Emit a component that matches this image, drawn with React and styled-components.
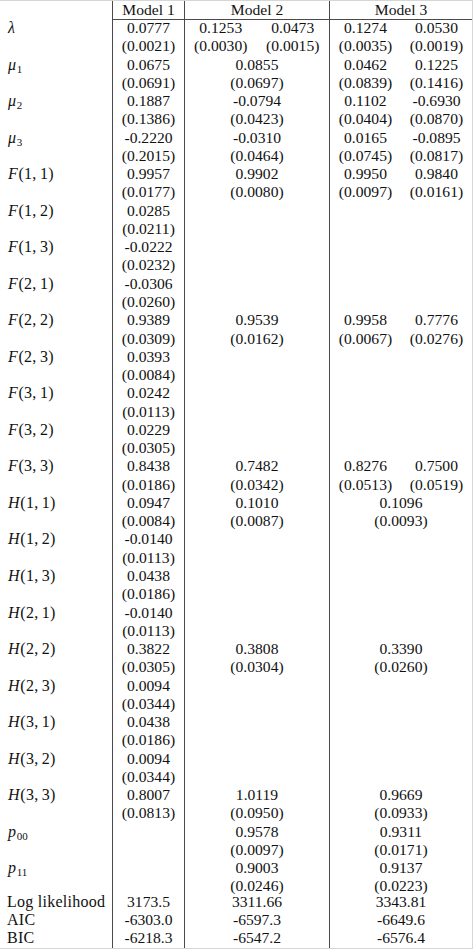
import React from "react";
import styled, { createGlobalStyle } from "styled-components";

const GlobalStyle = createGlobalStyle`
  html, body { margin: 0; padding: 0; background: #ffffff; }
  body {
    font-family: "Liberation Serif", "Times New Roman", serif;
    color: #111111;
  }
`;

const LINE = "#4a4a4a";
const FAINT = "#d6d6d6";
const COLS = "112px 72px 72.5px 72.5px 72px 72px";

const Frame = styled.div`
  width: 473px;
  border-top: 1px solid ${FAINT};
  border-bottom: 1px solid ${FAINT};
  font-size: 15.6px;
`;

const Row = styled.div`
  display: grid;
  grid-template-columns: ${COLS};
  height: ${(p) => p.$h}px;
  line-height: ${(p) => p.$h}px;
  margin-top: ${(p) => (p.$pull ? -p.$pull : 0)}px;
`;

const Cell = styled.div`
  grid-column: span ${(p) => p.$span || 1};
  text-align: center;
  white-space: nowrap;
  border-left: ${(p) => (p.$edge ? `1px solid ${LINE}` : "none")};
  border-right: ${(p) => (p.$last ? `1px solid ${FAINT}` : "none")};
  border-bottom: ${(p) => (p.$rule ? `1px solid ${LINE}` : "none")};
  box-sizing: border-box;
`;

const Label = styled.div`
  padding-left: 7px;
  text-align: left;
  white-space: nowrap;
  font-size: 16px;
  letter-spacing: 0.25px;
`;

const Var = styled.span`
  font-style: italic;
  margin-left: 1px;
  margin-right: 0.5px;
`;

const Sub = styled.sub`
  font-size: 11px;
  vertical-align: -3px;
  line-height: 0;
  letter-spacing: 0;
`;

const mu = (n) => (
  <>
    <Var>μ</Var>
    <Sub>{n}</Sub>
  </>
);
const fn = (L, i, j) => (
  <>
    <Var>{L}</Var>({i},{"\u2009"}{j})
  </>
);
const p = (n) => (
  <>
    <Var>p</Var>
    <Sub>{n}</Sub>
  </>
);

// each param: label, m1 [v, se], m2 / m3: null | [v, se] (span) | [[v,se],[v,se]] (split)
const params = [
  { label: <Var>λ</Var>, m1: ["0.0777", "(0.0021)"], m2: [["0.1253", "(0.0030)"], ["0.0473", "(0.0015)"]], m3: [["0.1274", "(0.0035)"], ["0.0530", "(0.0019)"]] },
  { label: mu(1), m1: ["0.0675", "(0.0691)"], m2: ["0.0855", "(0.0697)"], m3: [["0.0462", "(0.0839)"], ["0.1225", "(0.1416)"]] },
  { label: mu(2), m1: ["0.1887", "(0.1386)"], m2: ["-0.0794", "(0.0423)"], m3: [["0.1102", "(0.0404)"], ["-0.6930", "(0.0870)"]] },
  { label: mu(3), m1: ["-0.2220", "(0.2015)"], m2: ["-0.0310", "(0.0464)"], m3: [["0.0165", "(0.0745)"], ["-0.0895", "(0.0817)"]] },
  { label: fn("F", 1, 1), m1: ["0.9957", "(0.0177)"], m2: ["0.9902", "(0.0080)"], m3: [["0.9950", "(0.0097)"], ["0.9840", "(0.0161)"]] },
  { label: fn("F", 1, 2), m1: ["0.0285", "(0.0211)"] },
  { label: fn("F", 1, 3), m1: ["-0.0222", "(0.0232)"] },
  { label: fn("F", 2, 1), m1: ["-0.0306", "(0.0260)"] },
  { label: fn("F", 2, 2), m1: ["0.9389", "(0.0309)"], m2: ["0.9539", "(0.0162)"], m3: [["0.9958", "(0.0067)"], ["0.7776", "(0.0276)"]] },
  { label: fn("F", 2, 3), m1: ["0.0393", "(0.0084)"] },
  { label: fn("F", 3, 1), m1: ["0.0242", "(0.0113)"] },
  { label: fn("F", 3, 2), m1: ["0.0229", "(0.0305)"] },
  { label: fn("F", 3, 3), m1: ["0.8438", "(0.0186)"], m2: ["0.7482", "(0.0342)"], m3: [["0.8276", "(0.0513)"], ["0.7500", "(0.0519)"]] },
  { label: fn("H", 1, 1), m1: ["0.0947", "(0.0084)"], m2: ["0.1010", "(0.0087)"], m3: ["0.1096", "(0.0093)"] },
  { label: fn("H", 1, 2), m1: ["-0.0140", "(0.0113)"] },
  { label: fn("H", 1, 3), m1: ["0.0438", "(0.0186)"] },
  { label: fn("H", 2, 1), m1: ["-0.0140", "(0.0113)"] },
  { label: fn("H", 2, 2), m1: ["0.3822", "(0.0305)"], m2: ["0.3808", "(0.0304)"], m3: ["0.3390", "(0.0260)"] },
  { label: fn("H", 2, 3), m1: ["0.0094", "(0.0344)"] },
  { label: fn("H", 3, 1), m1: ["0.0438", "(0.0186)"] },
  { label: fn("H", 3, 2), m1: ["0.0094", "(0.0344)"] },
  { label: fn("H", 3, 3), m1: ["0.8007", "(0.0813)"], m2: ["1.0119", "(0.0950)"], m3: ["0.9669", "(0.0933)"] },
  { label: p("00"), m1: null, m2: ["0.9578", "(0.0097)"], m3: ["0.9311", "(0.0171)"] },
  { label: p("11"), m1: null, m2: ["0.9003", "(0.0246)"], m3: ["0.9137", "(0.0223)"] },
];

const stats = [
  ["Log likelihood", "3173.5", "3311.66", "3343.81"],
  ["AIC", "-6303.0", "-6597.3", "-6649.6"],
  ["BIC", "-6218.3", "-6547.2", "-6576.4"],
];

const H = 18.27;

function ModelCells({ data, k, last }) {
  if (data && Array.isArray(data[0])) {
    return (
      <>
        <Cell $edge>{data[0][k]}</Cell>
        <Cell $last={last}>{data[1][k]}</Cell>
      </>
    );
  }
  return (
    <Cell $edge $span={2} $last={last}>
      {data ? data[k] : ""}
    </Cell>
  );
}

function ParamLines({ item }) {
  return [0, 1].map((k) => (
    <Row key={k} $h={H}>
      <Label>{k === 0 ? item.label : ""}</Label>
      <Cell $edge>{item.m1 ? item.m1[k] : ""}</Cell>
      <ModelCells data={item.m2} k={k} />
      <ModelCells data={item.m3} k={k} last />
    </Row>
  ));
}

export default function App() {
  return (
    <>
      <GlobalStyle />
      <Frame>
        <Row $h={18}>
          <Label />
          <Cell $edge $rule>Model 1</Cell>
          <Cell $edge $rule $span={2}>Model 2</Cell>
          <Cell $edge $rule $span={2} $last>Model 3</Cell>
        </Row>
        {params.map((item, i) => (
          <ParamLines key={i} item={item} />
        ))}
        {stats.map((s, i) => (
          <Row key={s[0]} $h={H} $pull={i === 0 ? 3 : 0}>
            <Label>{s[0]}</Label>
            <Cell $edge>{s[1]}</Cell>
            <Cell $edge $span={2}>{s[2]}</Cell>
            <Cell $edge $span={2} $last>{s[3]}</Cell>
          </Row>
        ))}
      </Frame>
    </>
  );
}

■ ■ ■ ■

#### THE EXERCISE
Write down every line from the opening of the listing to the line with "72px 72.5px 72.5px", both included, and nothing else; the pictures are omitted.

#### PROBLEM SOLUTION
Emit a component that matches this image, drawn with React and styled-components.
import React from "react";
import styled, { createGlobalStyle } from "styled-components";

const GlobalStyle = createGlobalStyle`
  html, body { margin: 0; padding: 0; background: #ffffff; }
  body {
    font-family: "Liberation Serif", "Times New Roman", serif;
    color: #111111;
  }
`;

const LINE = "#4a4a4a";
const FAINT = "#d6d6d6";
const COLS = "112px 72px 72.5px 72.5px 72px 72px";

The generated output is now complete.